Another limitation of this study is that we have relied on metabolite levels from single spot urine samples collected at different times of the day to characterize participants’ exposure. Kissel et al. (2005) have reported that same-day spot samples collected from children vary in metabolite concentration, but that the first morning void tends to reflect the day’s total metabolite excretion better than do other spot samples (Kissel et al. 2005). The lack of correlation between CHAMACOS participants’ metabolite levels at different time points may be due, at least in part, to this sampling scheme.

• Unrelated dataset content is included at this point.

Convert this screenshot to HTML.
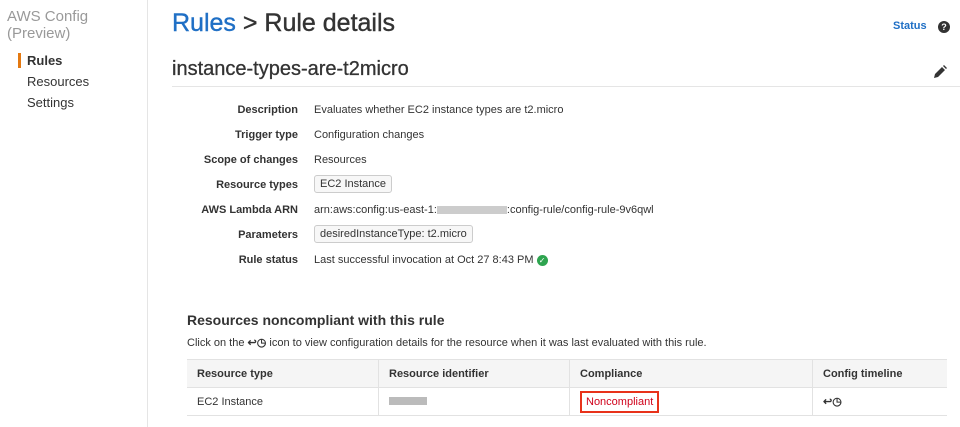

The high intraindividual variability we observed suggests that additional spot samples, a same-time sampling scheme (e.g., first morning voids for each woman at each time point), or perhaps even 24-hr samples might better characterize women’s cumulative exposure to OP pesticides during pregnancy.

Further, we assigned an imputed value of the LOD/√2 to levels below the detection limit. This method is identical to procedures adopted by the CDC and frequently used in exposure assessment (Barr et al. 1999, 2004; CDC 2003; Hornung and Reed 1990). However, results may differ depending on how LODs are considered across studies and if LODs differ in comparison populations. Further exploration is needed to determine the appropriate method of comparing large data sets with different LODs.

In summary, we found that pregnant women living in an agricultural area had higher urinary metabolite levels of OP pesticides compared with the general U.S. population. Our finding of higher levels in the immediate postpartum period may have implications for estimating dose during pregnancy and for infant exposure from breast-feeding. Our future analyses will explore possible determinants of exposure—such as fieldwork and proximity to agricultural fields—that may explain the high urinary OP metabolite levels among women in this agricultural community relative to other U.S. women. In addition, we will attempt to clarify whether documented physiologic changes among these women (e.g., prenatal weight gain) influenced the degree to which their prenatal and postpartum metabolite levels differed.